Front-end source files

◆ ◆ ◆ ◆ ◆

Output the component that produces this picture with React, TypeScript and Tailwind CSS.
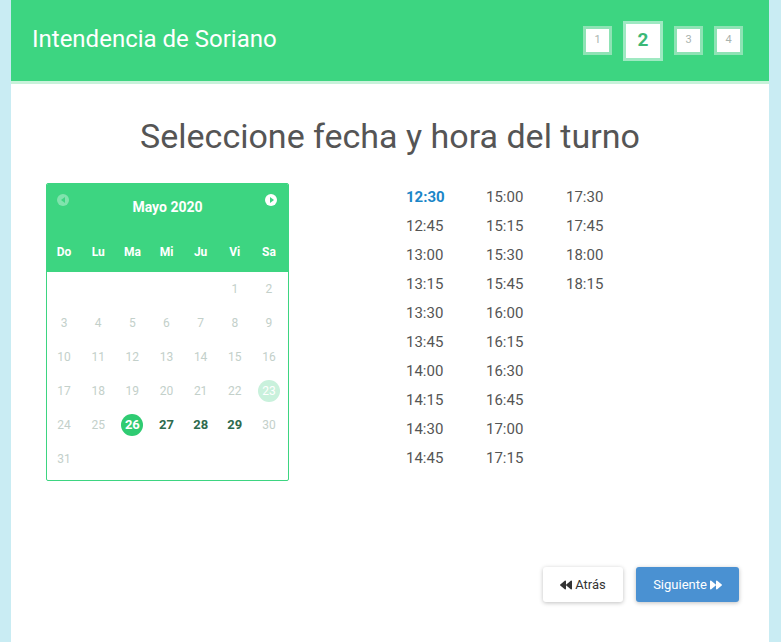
import { FaBackward, FaForward } from "react-icons/fa";

const weekDays = ["Do", "Lu", "Ma", "Mi", "Ju", "Vi", "Sa"];

const times = [
  ["12:30", "12:45", "13:00", "13:15", "13:30", "13:45", "14:00", "14:15", "14:30", "14:45"],
  ["15:00", "15:15", "15:30", "15:45", "16:00", "16:15", "16:30", "16:45", "17:00", "17:15"],
  ["17:30", "17:45", "18:00", "18:15"],
];

const available = [27, 28, 29];

const StepBox = ({ n, active }: { n: number; active?: boolean }) => {
  if (active) {
    return (
      <div className="w-[40px] h-[40px] bg-white border-[3px] border-[#9fe9c2] flex items-center justify-center text-[19px] font-bold text-[#3bb877]">
        {n}
      </div>
    );
  }
  return (
    <div className="w-[29px] h-[29px] bg-white border-[3px] border-[#8fe3b5] flex items-center justify-center text-[11px] text-[#a9b3ae]">
      {n}
    </div>
  );
};

const Calendar = () => {
  const cells: (number | null)[] = [null, null, null, null, null];
  for (let d = 1; d <= 31; d++) cells.push(d);

  return (
    <div className="w-[243px] border border-[#3dd581] rounded-[2px] bg-white overflow-hidden">
      <div className="bg-[#3dd581] relative">
        <span className="absolute left-[10px] top-[10px] w-[12px] h-[12px] rounded-full bg-white/35 flex items-center justify-center">
          <span className="w-0 h-0 border-y-[3px] border-y-transparent border-r-[4px] border-r-[#3dd581] -ml-[1px]" />
        </span>
        <span className="absolute right-[11px] top-[10px] w-[12px] h-[12px] rounded-full bg-white flex items-center justify-center">
          <span className="w-0 h-0 border-y-[3px] border-y-transparent border-l-[4px] border-l-[#3dd581] ml-[1px]" />
        </span>
        <div className="h-[47px] flex items-center justify-center text-white font-bold text-[14px]">
          Mayo 2020
        </div>
        <div className="grid grid-cols-7 h-[41px] items-center pr-[2px]">
          {weekDays.map((d) => (
            <div key={d} className="text-center text-white font-bold text-[12px]">
              {d}
            </div>
          ))}
        </div>
      </div>
      <div className="grid grid-cols-7 pb-[4px] pr-[2px]">
        {cells.map((d, i) => (
          <div key={i} className="h-[34px] flex items-center justify-center">
            {d === 26 ? (
              <span className="w-[22px] h-[22px] rounded-full bg-[#2fcb72] text-white font-bold text-[13px] flex items-center justify-center">
                26
              </span>
            ) : d === 23 ? (
              <span className="w-[22px] h-[22px] rounded-full bg-[#c9f1dc] text-white text-[12px] flex items-center justify-center">
                23
              </span>
            ) : d && available.includes(d) ? (
              <span className="text-[13px] font-bold text-[#2e6a4e]">{d}</span>
            ) : d ? (
              <span className="text-[12px] text-[#c3d0ca]">{d}</span>
            ) : null}
          </div>
        ))}
      </div>
    </div>
  );
};

const App = () => {
  return (
    <div
      className="min-h-[642px] bg-[#c9ecf3] px-[11px] pr-[12px]"
      style={{ fontFamily: "Roboto, 'Noto Sans', sans-serif" }}
    >
      <div className="bg-white min-h-[642px] flex flex-col">
        <header className="h-[81px] bg-[#3dd581] flex items-center justify-between pl-[21px] pr-[26px]">
          <h1 className="text-white text-[24px] font-normal -mt-[4px]">Intendencia de Soriano</h1>
          <div className="flex items-center gap-[11px]">
            <StepBox n={1} />
            <StepBox n={2} active />
            <StepBox n={3} />
            <StepBox n={4} />
          </div>
        </header>
        <div className="h-[3px] bg-[#c8f2da]" />

        <h2 className="text-center text-[34px] leading-[40px] text-[#555] mt-[32px]">
          Seleccione fecha y hora del turno
        </h2>

        <div className="flex mt-[27px] pl-[35px]">
          <Calendar />
          <div className="flex ml-[117px]">
            {times.map((col, ci) => (
              <div key={ci} className="flex flex-col w-[80px]">
                {col.map((t) => (
                  <div
                    key={t}
                    className={
                      t === "12:30"
                        ? "h-[29px] leading-[29px] text-[15px] font-bold text-[#1b86c8]"
                        : "h-[29px] leading-[29px] text-[15px] text-[#555]"
                    }
                  >
                    {t}
                  </div>
                ))}
              </div>
            ))}
          </div>
        </div>

        <div className="flex justify-end gap-[13px] pr-[30px] mt-[86px]">
          <button className="w-[80px] h-[35px] bg-white rounded-[3px] shadow-[0_1px_4px_rgba(0,0,0,0.25)] flex items-center justify-center gap-[3px] text-[13px] text-[#333]">
            <FaBackward size={12} />
            Atrás
          </button>
          <button className="w-[103px] h-[35px] bg-[#4a91d2] rounded-[3px] shadow-[0_1px_4px_rgba(0,0,0,0.25)] flex items-center justify-center gap-[3px] text-[13px] text-white">
            Siguiente
            <FaForward size={12} />
          </button>
        </div>
      </div>
    </div>
  );
};

export default App;
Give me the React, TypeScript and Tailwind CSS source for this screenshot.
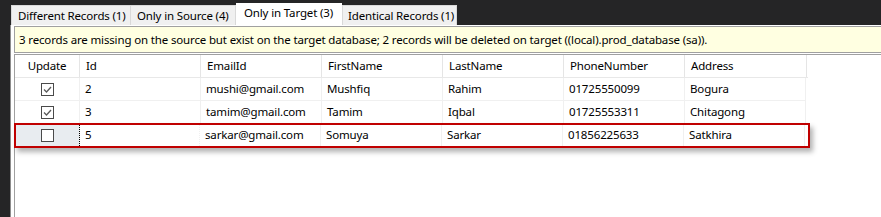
import React from "react";

const cols = [
  { name: "Update", w: "w-[65px]" },
  { name: "Id", w: "w-[121px]" },
  { name: "EmailId", w: "w-[121px]" },
  { name: "FirstName", w: "w-[121px]" },
  { name: "LastName", w: "w-[121px]" },
  { name: "PhoneNumber", w: "w-[121px]" },
  { name: "Address", w: "w-[122px]" },
];

const rows = [
  { checked: true, cells: ["2", "mushi@gmail.com", "Mushfiq", "Rahim", "01725550099", "Bogura"] },
  { checked: true, cells: ["3", "tamim@gmail.com", "Tamim", "Iqbal", "01725553311", "Chitagong"] },
  { checked: false, cells: ["5", "sarkar@gmail.com", "Somuya", "Sarkar", "01856225633", "Satkhira"] },
];

function Checkbox({ checked }: { checked: boolean }) {
  return (
    <div className="w-[13px] h-[13px] border border-[#4a4a4a] bg-white flex items-center justify-center">
      {checked && (
        <svg width="11" height="11" viewBox="0 0 11 11">
          <polyline points="2,5.5 4.5,8 9,3" fill="none" stroke="#5a5a5a" strokeWidth="1.3" />
        </svg>
      )}
    </div>
  );
}

export default function App() {
  const widths = ["w-[65px]", "w-[121px]", "w-[121px]", "w-[121px]", "w-[121px]", "w-[121px]", "w-[121px]"];
  return (
    <div className="w-[881px] h-[217px] bg-[#252526] flex flex-col overflow-hidden font-['Segoe_UI','Noto_Sans',sans-serif] text-[11.5px] tracking-[-0.15px] text-black">
      <div className="h-[25px] shrink-0 flex items-end pl-[11px]">
        <div className="w-[120px] h-[20px] bg-[#f0f0f0] border border-b-0 border-[#d9d9d9] pl-[6px] flex items-center whitespace-nowrap">Different Records (1)</div>
        <div className="w-[105px] h-[20px] bg-[#f0f0f0] border border-l-0 border-b-0 border-[#d9d9d9] pl-[6px] flex items-center whitespace-nowrap">Only in Source (4)</div>
        <div className="w-[106px] h-[22px] bg-white pl-[8px] pb-[2px] flex items-center whitespace-nowrap">Only in Target (3)</div>
        <div className="w-[115px] h-[20px] bg-[#f0f0f0] border border-b-0 border-[#d9d9d9] pl-[5px] flex items-center whitespace-nowrap">Identical Records (1)</div>
      </div>
      <div className="flex-1 ml-[10px] border-l border-[#8c8c8c] bg-white pl-[3px] pt-[1px] flex flex-col relative">
        <div className="h-[27px] shrink-0 border border-r-0 border-[#a0a0a0] bg-[#ffffe1] pl-[4px] pt-[1px] flex items-center whitespace-nowrap">
          3 records are missing on the source but exist on the target database; 2 records will be deleted on target ((local).prod_database (sa)).
        </div>
        <div className="flex-1 mt-[1px] border-l border-t border-[#a0a0a0]">
          <div className="flex h-[23px] border-b border-[#e8e8e8] w-[793px]">
            {cols.map((c, i) => (
              <div
                key={c.name}
                className={`${c.w} h-full border-r border-[#e5e5e5] flex items-center ${i === 0 ? "justify-center" : "pl-[6px]"}`}
              >
                {c.name}
              </div>
            ))}
          </div>
          {rows.map((r, ri) => (
            <div key={ri} className="flex h-[23px] border-b border-[#f0f0f0] w-[791px]">
              <div className={`w-[65px] h-full border-r border-[#f0f0f0] flex items-center justify-center ${ri === 2 ? "bg-[#e8ecf0]" : ""}`}>
                <Checkbox checked={r.checked} />
              </div>
              {r.cells.map((c, ci) => (
                <div
                  key={ci}
                  className={`${widths[ci + 1]} h-full border-r border-[#f0f0f0] flex items-center pl-[5px] ${ri === 2 && ci === 0 ? "border-l border-l-black border-dotted -ml-[1px]" : ""}`}
                >
                  {c}
                </div>
              ))}
            </div>
          ))}
        </div>
        <div className="absolute left-[3px] top-[98px] w-[796px] h-[25px] border-2 border-[#c00000] shadow-[3px_4px_5px_rgba(0,0,0,0.3)] pointer-events-none" />
      </div>
    </div>
  );
}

◆ ◆ ◆ ◆ ◆

◆ Requirement ◆
Take the lines from the first line of the entries through the line with "const available = [27, 28, 29];", inclusive, and give them again exactly, minus any pictures.

◆ Written response ◆
Output the component that produces this picture with React, TypeScript and Tailwind CSS.
import { FaBackward, FaForward } from "react-icons/fa";

const weekDays = ["Do", "Lu", "Ma", "Mi", "Ju", "Vi", "Sa"];

const times = [
  ["12:30", "12:45", "13:00", "13:15", "13:30", "13:45", "14:00", "14:15", "14:30", "14:45"],
  ["15:00", "15:15", "15:30", "15:45", "16:00", "16:15", "16:30", "16:45", "17:00", "17:15"],
  ["17:30", "17:45", "18:00", "18:15"],
];

const available = [27, 28, 29];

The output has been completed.